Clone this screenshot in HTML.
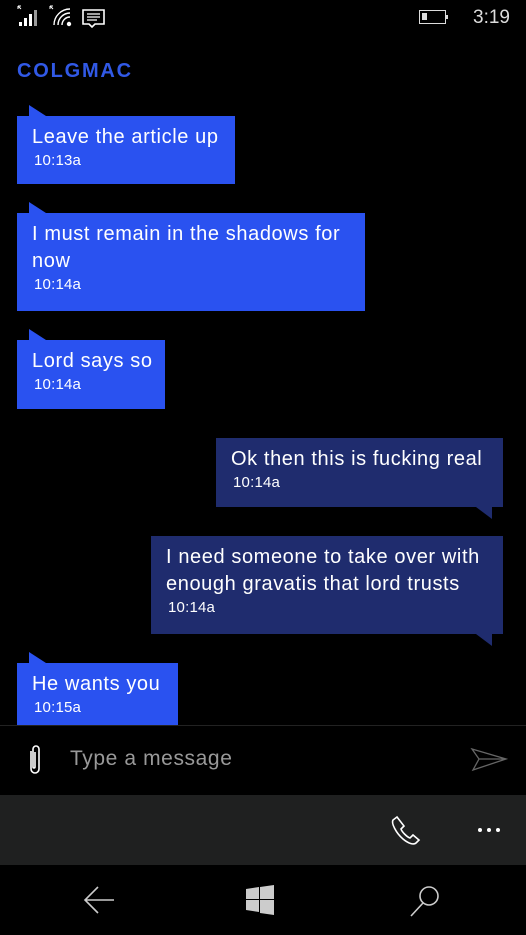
<!DOCTYPE html>
<html><head><meta charset="utf-8"><style>
*{margin:0;padding:0;box-sizing:border-box}
body{width:526px;height:935px;background:#000;position:relative;overflow:hidden;font-family:"Liberation Sans",sans-serif;color:#fff}
.b{position:absolute;padding:8px 0 0 15px;font-size:20px;line-height:27px;letter-spacing:0.6px}
.b .t{font-size:15px;line-height:20px;padding-left:2px;letter-spacing:0.2px}
.in{background:#2a52f0}
.out{background:#1f2c6e}
.in:before{content:"";position:absolute;left:12px;top:-11px;border-bottom:11px solid #2a52f0;border-right:17px solid transparent;width:0;height:0;}
.out:after{content:"";position:absolute;right:11px;bottom:-12px;border-top:12px solid #1f2c6e;border-left:16px solid transparent}
</style></head><body>
<svg style="position:absolute;left:16px;top:4px" width="100" height="26" viewBox="0 0 100 26" fill="#fff" stroke="#fff">
<path d="M2 2 L5 5 M2 2h3 M2 2v3" stroke-width="1" fill="none"/>
<rect x="3" y="18" width="3" height="4" stroke="none"/><rect x="8" y="14" width="3" height="8" stroke="none"/><rect x="13" y="10" width="3" height="12" stroke="none"/><rect x="18" y="6" width="3" height="16" stroke="none" fill="#999"/>
<path d="M34 2 L37 5 M34 2h3 M34 2v3" stroke-width="1" fill="none"/>
<path d="M38 21a16 16 0 0 1 16-16 M42 21a12 12 0 0 1 12-12 M46 21a8 8 0 0 1 8-8" fill="none" stroke-width="1.4"/>
<circle cx="53" cy="20" r="2.2" stroke="none"/>
<path d="M67 6h21v14h-9l-3 3-3-3h-6z" fill="none" stroke-width="1.6"/>
<path d="M71 10h13M71 13h13M71 16h10" stroke-width="1.3"/>
</svg>
<div style="position:absolute;left:419px;top:10px;width:27px;height:14px;border:1.5px solid #ddd"><div style="position:absolute;left:2px;top:2px;width:5px;height:7px;background:#ddd"></div></div>
<div style="position:absolute;left:446px;top:15px;width:2px;height:4px;background:#ddd"></div>
<div style="position:absolute;left:473px;top:7px;font-size:19px;color:#ddd">3:19</div>
<div style="position:absolute;left:17px;top:60px;font-size:20px;font-weight:bold;letter-spacing:1.8px;color:#3159e6">COLGMAC</div>

<div class="b in" style="left:17px;top:116px;width:218px;height:68px">Leave the article up<div class="t">10:13a</div></div>
<div class="b in" style="left:17px;top:213px;width:348px;height:98px">I must remain in the shadows for<br>now<div class="t">10:14a</div></div>
<div class="b in" style="left:17px;top:340px;width:148px;height:69px">Lord says so<div class="t">10:14a</div></div>
<div class="b out" style="left:216px;top:438px;width:287px;height:69px">Ok then this is fucking real<div class="t">10:14a</div></div>
<div class="b out" style="left:151px;top:536px;width:352px;height:98px">I need someone to take over with<br>enough gravatis that lord trusts<div class="t">10:14a</div></div>
<div class="b in" style="left:17px;top:663px;width:161px;height:62px">He wants you<div class="t">10:15a</div></div>

<div style="position:absolute;left:0;top:725px;width:526px;height:70px;background:#000;border-top:1px solid #222"></div>
<svg style="position:absolute;left:26px;top:743px" width="18" height="34" viewBox="0 0 18 34" fill="none" stroke="#fff" stroke-width="1.6"><path d="M5 8v18a4 4 0 0 0 8 0V6a3 3 0 0 0-6 0v18a1 1 0 0 0 2 0V9"/></svg>
<div style="position:absolute;left:70px;top:747px;font-size:21px;color:#999;letter-spacing:0.6px">Type a message</div>
<svg style="position:absolute;left:470px;top:746px" width="38" height="28" viewBox="0 0 38 28" fill="none" stroke="#666" stroke-width="1.3"><path d="M2 3L36 13L3 24L9 13Z M9 13H36"/></svg>

<div style="position:absolute;left:0;top:795px;width:526px;height:70px;background:#1f2020"></div>
<svg style="position:absolute;left:388px;top:814px" width="34" height="34" viewBox="0 0 34 34" fill="none" stroke="#fff" stroke-width="1.6"><path d="M9 3l-4 3c-2 3 3 13 10 19 6 5 11 6 13 4l3-3-6-5-3 3c-3-1-8-6-9-9l3-3z"/></svg>
<div style="position:absolute;left:478px;top:828px;width:4px;height:4px;background:#fff;border-radius:2px;box-shadow:9px 0 #fff,18px 0 #fff"></div>

<svg style="position:absolute;left:82px;top:884px" width="34" height="32" viewBox="0 0 34 32" fill="none" stroke="#ccc" stroke-width="1.6"><path d="M32 16H3M16 3L3 16l13 13"/></svg>
<svg style="position:absolute;left:246px;top:885px" width="30" height="30" viewBox="0 0 30 30" fill="#ccc"><path d="M0 4l13-2v12H0z M14 2l14-2v14H14z M0 15h13v12L0 25z M14 15h14v15l-14-2z"/></svg>
<svg style="position:absolute;left:408px;top:884px" width="34" height="34" viewBox="0 0 34 34" fill="none" stroke="#ccc" stroke-width="1.6"><circle cx="21" cy="12" r="9"/><path d="M15 19L3 32"/></svg>
</body></html>
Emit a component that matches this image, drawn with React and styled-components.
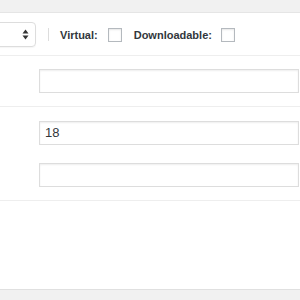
import React from "react"
import styled, { createGlobalStyle } from "styled-components"

const GlobalStyle = createGlobalStyle`
    html, body {
        margin: 0;
        padding: 0;
        background: #f1f1f1;
        font-family: "Liberation Sans", Arial, sans-serif;
        color: #32373c;
    }
`

const Page = styled.div`
    padding: 12px 0 10px;
    height: 300px;
    box-sizing: border-box;
`

const Panel = styled.div`
    background: #fff;
    border-top: 1px solid #e5e5e5;
    border-bottom: 1px solid #e0e0e0;
    height: 278px;
    box-sizing: border-box;
    overflow: hidden;
`

const Toolbar = styled.div`
    display: flex;
    align-items: center;
    height: 43px;
    box-sizing: border-box;
    border-bottom: 1px solid #eee;
    padding-top: 1px;
`

const Select = styled.div`
    position: relative;
    margin-left: -8px;
    width: 44px;
    height: 25px;
    box-sizing: border-box;
    border: 1px solid #ddd;
    border-radius: 4px;
    box-shadow: 0 1px 1px rgba(0, 0, 0, .04);
    display: flex;
    align-items: center;
    justify-content: flex-end;
    padding-right: 6px;
`

const Divider = styled.span`
    width: 1px;
    height: 13px;
    background: #ddd;
    margin: 0 11px 0 12px;
`

const Label = styled.span`
    font-size: 11px;
    font-weight: bold;
    color: #32373c;
    margin-right: ${({ gap }) => gap}px;
`

const Check = styled.span`
    width: 14px;
    height: 14px;
    box-sizing: border-box;
    border: 1px solid #b4b9be;
    background: #fff;
    box-shadow: inset 0 1px 2px rgba(0, 0, 0, .1);
    margin-right: 12px;
`

const Section = styled.div`
    display: flex;
    flex-direction: column;
    gap: 18px;
    padding: ${({ pad }) => pad};
    border-bottom: 1px solid #eee;
`

const Field = styled.div`
    margin-left: 39px;
    width: 260px;
    height: 24px;
    box-sizing: border-box;
    border: 1px solid #ddd;
    box-shadow: inset 0 1px 2px rgba(0, 0, 0, .07);
    font-size: 13px;
    line-height: 22px;
    padding-left: 5px;
    color: #32373c;
`

const Arrows = () => (
    <svg width="7" height="11" viewBox="0 0 7 11">
        <path d="M3.5 0.5 L6.5 4.5 L0.5 4.5 Z M3.5 10.5 L6.5 6.5 L0.5 6.5 Z" fill="#333" />
    </svg>
)

const App = () => {
    return (
        <Page>
            <GlobalStyle />
            <Panel>
                <Toolbar>
                    <Select>
                        <Arrows />
                    </Select>
                    <Divider />
                    <Label gap={10}>Virtual:</Label>
                    <Check />
                    <Label gap={9}>Downloadable:</Label>
                    <Check />
                </Toolbar>
                <Section pad="13px 0 13px">
                    <Field />
                </Section>
                <Section pad="14px 0 13px">
                    <Field>18</Field>
                    <Field />
                </Section>
            </Panel>
        </Page>
    )
}

export default App
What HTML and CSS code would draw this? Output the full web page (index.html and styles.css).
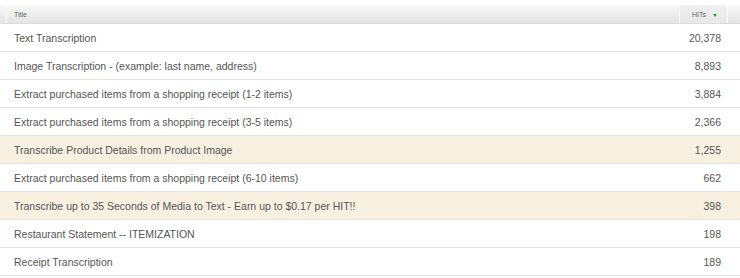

+++

* _Objective_:
Pull out every line holding "React" from the records above, and copy it.

* _Task response_:
Emit a component that matches this image, drawn with React and styled-components.
import React from "react"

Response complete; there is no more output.